------ RECORDED INFORMATION ------

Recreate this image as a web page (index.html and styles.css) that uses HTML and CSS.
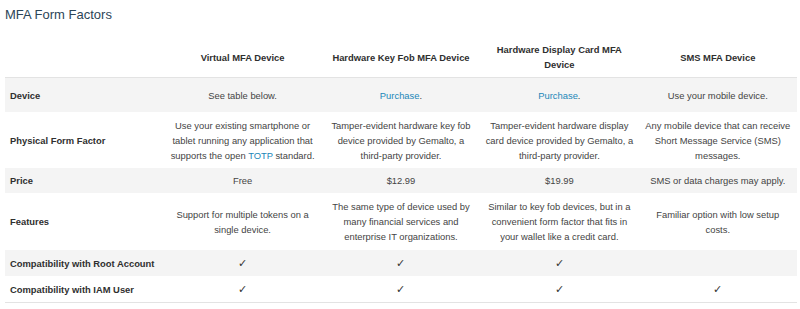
FILE: index.html
```html
<!DOCTYPE html>
<html>
<head>
<meta charset="utf-8">
<link rel="stylesheet" href="styles.css">
</head>
<body>
<h2 class="title">MFA Form Factors</h2>
<table class="mfa">
  <thead>
    <tr>
      <th class="corner"></th>
      <th>Virtual MFA Device</th>
      <th>Hardware Key Fob MFA Device</th>
      <th>Hardware Display Card MFA Device</th>
      <th>SMS MFA Device</th>
    </tr>
  </thead>
  <tbody>
    <tr class="alt r-device">
      <td class="label">Device</td>
      <td>See table below.</td>
      <td><a href="#">Purchase</a>.</td>
      <td><a href="#">Purchase</a>.</td>
      <td>Use your mobile device.</td>
    </tr>
    <tr class="r-form">
      <td class="label">Physical Form Factor</td>
      <td>Use your existing smartphone or tablet running any application that supports the open <a href="#">TOTP</a> standard.</td>
      <td>Tamper-evident hardware key fob device provided by Gemalto, a third-party provider.</td>
      <td>Tamper-evident hardware display card device provided by Gemalto, a third-party provider.</td>
      <td>Any mobile device that can receive Short Message Service (SMS) messages.</td>
    </tr>
    <tr class="alt r-price">
      <td class="label">Price</td>
      <td>Free</td>
      <td>$12.99</td>
      <td>$19.99</td>
      <td>SMS or data charges may apply.</td>
    </tr>
    <tr class="r-feat">
      <td class="label">Features</td>
      <td>Support for multiple tokens on a single device.</td>
      <td>The same type of device used by many financial services and enterprise IT organizations.</td>
      <td>Similar to key fob devices, but in a convenient form factor that fits in your wallet like a credit card.</td>
      <td>Familiar option with low setup costs.</td>
    </tr>
    <tr class="alt r-check">
      <td class="label">Compatibility with Root Account</td>
      <td class="chk">✓</td>
      <td class="chk">✓</td>
      <td class="chk">✓</td>
      <td class="chk"></td>
    </tr>
    <tr class="last r-check">
      <td class="label">Compatibility with IAM User</td>
      <td class="chk">✓</td>
      <td class="chk">✓</td>
      <td class="chk">✓</td>
      <td class="chk">✓</td>
    </tr>
  </tbody>
</table>
</body>
</html>
```
FILE: styles.css
```css
body {
  margin: 0;
  background: #ffffff;
  font-family: "Liberation Sans", Arial, sans-serif;
}
.title {
  margin: 0;
  padding: 7px 0 0 5px;
  font-size: 13px;
  font-weight: normal;
  color: #2d4658;
  line-height: 16px;
}
.mfa {
  margin: 14px 0 0 5px;
  width: 792px;
  table-layout: fixed;
  border-collapse: collapse;
  font-size: 9.4px;
  line-height: 15px;
  color: #444444;
}
.mfa th {
  font-weight: bold;
  color: #2f2f2f;
  text-align: center;
  padding: 5px 6px;
  border-bottom: 1px solid #e3e3e3;
  vertical-align: middle;
}
.mfa td {
  text-align: center;
  padding: 5px 5px;
  vertical-align: middle;
}
.mfa td.label {
  text-align: left;
  font-weight: bold;
  color: #2f2f2f;
  padding-left: 5px;
}
.mfa td.chk {
  font-size: 11px;
  color: #333333;
}
.mfa tr.alt td {
  background: #f4f4f4;
}
.mfa tr.r-device td {
  height: 24px;
}
.mfa tr.r-form td {
  height: 46px;
}
.mfa tr.r-price td {
  height: 15px;
}
.mfa tr.r-feat td {
  height: 47px;
}
.mfa tr.r-check td {
  height: 16px;
}
.mfa tr.last td {
  border-bottom: 1px solid #e3e3e3;
}
.mfa a {
  color: #1b87b8;
  text-decoration: none;
}
```
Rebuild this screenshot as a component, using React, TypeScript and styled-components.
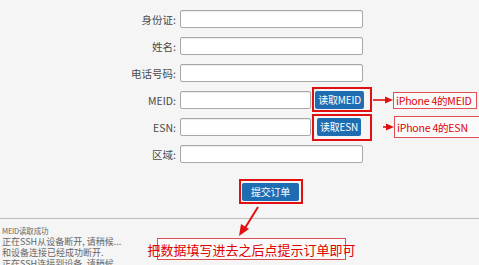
import styled, { createGlobalStyle } from "styled-components";

const GlobalStyle = createGlobalStyle`
  html, body {
    margin: 0;
    padding: 0;
    background: #f5f5f5;
  }
  body {
    font-family: "Noto Sans CJK SC", "Noto Sans", sans-serif;
  }
`;

const StyledPage = styled.div`
  position: relative;
  width: 479px;
  height: 265px;
  overflow: hidden;
  background: #f5f5f5;
`;

const StyledForm = styled.div`
  display: flex;
  flex-direction: column;
  gap: 9px;
  padding-top: 10px;
`;

const StyledRow = styled.div`
  display: flex;
  align-items: center;
  height: 18px;

  & > * {
    flex-shrink: 0;
  }
`;

const StyledLabel = styled.span`
  width: 176px;
  margin-right: 4px;
  text-align: right;
  font-size: 10.5px;
  color: #4a4a4a;
  white-space: nowrap;
`;

const StyledInput = styled.input<{ $short?: boolean }>`
  box-sizing: border-box;
  width: ${(p) => (p.$short ? "131px" : "183px")};
  height: 18px;
  margin: 0;
  padding: 0 3px;
  border: 1px solid #a8a8a8;
  border-radius: 2px;
  background: #fff;
  box-shadow: inset 0 1px 1px rgba(0, 0, 0, 0.08);
`;

const StyledMarked = styled.span<{ $l: number; $r: number; $t: number; $b: number }>`
  position: relative;
  display: inline-flex;
  margin-left: ${(p) => p.$l}px;

  &::after {
    content: "";
    position: absolute;
    left: -${(p) => p.$l - 1}px;
    right: -${(p) => p.$r}px;
    top: -${(p) => p.$t}px;
    bottom: -${(p) => p.$b}px;
    border: 2px solid #e01010;
    pointer-events: none;
  }
`;

const StyledButton = styled.button<{ $w: number }>`
  box-sizing: border-box;
  width: ${(p) => p.$w}px;
  height: 18px;
  padding: 0;
  border: none;
  border-radius: 2px;
  background: #1e6db2;
  color: #fff;
  font-family: "Noto Sans CJK SC", "Noto Sans", sans-serif;
  font-size: 10px;
  line-height: 18px;
  letter-spacing: -0.2px;
`;

const StyledCallout = styled.span<{ $gap: number }>`
  display: inline-flex;
  align-items: center;
  margin-left: ${(p) => p.$gap}px;
`;

const StyledNote = styled.span<{ $h: number; $w: number }>`
  box-sizing: border-box;
  display: inline-flex;
  align-items: center;
  height: ${(p) => p.$h}px;
  width: ${(p) => p.$w}px;
  padding-left: 2px;
  border: 1px solid #e05050;
  background: #fbfbfb;
  color: #e00000;
  font-size: 10.5px;
  letter-spacing: -0.2px;
  white-space: nowrap;
  overflow: hidden;
`;

const StyledSubmitRow = styled.div`
  display: flex;
  height: 16px;
  margin-top: 20px;
  padding-left: 238px;
`;

const StyledDivider = styled.hr`
  margin: 19px 0 0;
  border: none;
  border-top: 1px solid #bdbdbd;
`;

const StyledLog = styled.div`
  padding: 6px 0 0 2px;
  color: #666;
`;

const StyledLogLine = styled.div<{ $small?: boolean }>`
  height: 11px;
  line-height: 11px;
  white-space: nowrap;
  font-size: ${(p) => (p.$small ? "7.5px" : "9px")};
  letter-spacing: ${(p) => (p.$small ? "-0.2px" : "0")};
`;

const StyledBottomNote = styled.div`
  position: absolute;
  left: 157px;
  top: 238px;
  box-sizing: border-box;
  width: 189px;
  height: 22px;
  display: flex;
  align-items: center;
  justify-content: center;
  border: 1px solid #d85050;
  background: #fbfbfb;
  color: #e00000;
  font-size: 13px;
  white-space: nowrap;
`;

const StyledOverlay = styled.svg`
  position: absolute;
  left: 0;
  top: 0;
  pointer-events: none;
`;

const Arrow = ({ width }: { width: number }) => (
  <svg width={width} height="8" viewBox={`0 0 ${width} 8`}>
    <line x1="0" y1="4" x2={width - 6} y2="4" stroke="#e01010" strokeWidth="1.6" />
    <polygon points={`${width - 8},0.5 ${width},4 ${width - 8},7.5`} fill="#e01010" />
  </svg>
);

const fields = [
  { label: "身份证:" },
  { label: "姓名:" },
  { label: "电话号码:" },
];

export default function App() {
  return (
    <StyledPage>
      <GlobalStyle />
      <StyledForm>
        {fields.map((f) => (
          <StyledRow key={f.label}>
            <StyledLabel>{f.label}</StyledLabel>
            <StyledInput />
          </StyledRow>
        ))}
        <StyledRow>
          <StyledLabel>MEID:</StyledLabel>
          <StyledInput $short />
          <StyledMarked $l={4} $r={8} $t={4} $b={3}>
            <StyledButton $w={49}>读取MEID</StyledButton>
          </StyledMarked>
          <StyledCallout $gap={9}>
            <Arrow width={20} />
            <StyledNote $h={17} $w={84}>iPhone 4的MEID</StyledNote>
          </StyledCallout>
        </StyledRow>
        <StyledRow>
          <StyledLabel>ESN:</StyledLabel>
          <StyledInput $short />
          <StyledMarked $l={6} $r={11} $t={4} $b={5}>
            <StyledButton $w={44}>读取ESN</StyledButton>
          </StyledMarked>
          <StyledCallout $gap={22}>
            <Arrow width={11} />
            <StyledNote $h={22} $w={90}>iPhone 4的ESN</StyledNote>
          </StyledCallout>
        </StyledRow>
        <StyledRow>
          <StyledLabel>区域:</StyledLabel>
          <StyledInput />
        </StyledRow>
      </StyledForm>
      <StyledSubmitRow>
        <StyledMarked $l={4} $r={4} $t={4} $b={5}>
          <StyledButton $w={57}>提交订单</StyledButton>
        </StyledMarked>
      </StyledSubmitRow>
      <StyledDivider />
      <StyledLog>
        <StyledLogLine $small>MEID读取成功</StyledLogLine>
        <StyledLogLine>正在SSH从设备断开, 请稍候...</StyledLogLine>
        <StyledLogLine>和设备连接已经成功断开.</StyledLogLine>
        <StyledLogLine>正在SSH连接到设备, 请稍候...</StyledLogLine>
      </StyledLog>
      <StyledBottomNote>把数据填写进去之后点提示订单即可</StyledBottomNote>
      <StyledOverlay width="479" height="265">
        <line x1="258" y1="207" x2="245" y2="228" stroke="#e01010" strokeWidth="2" />
        <polygon points="239,236 241,224 249,229" fill="#e01010" />
      </StyledOverlay>
    </StyledPage>
  );
}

------

> [WHAT YOU WILL DO] Select every line of the records holding the string "components".

> [FINISHED ANSWER]
Rebuild this screenshot as a component, using React, TypeScript and styled-components.
import styled, { createGlobalStyle } from "styled-components";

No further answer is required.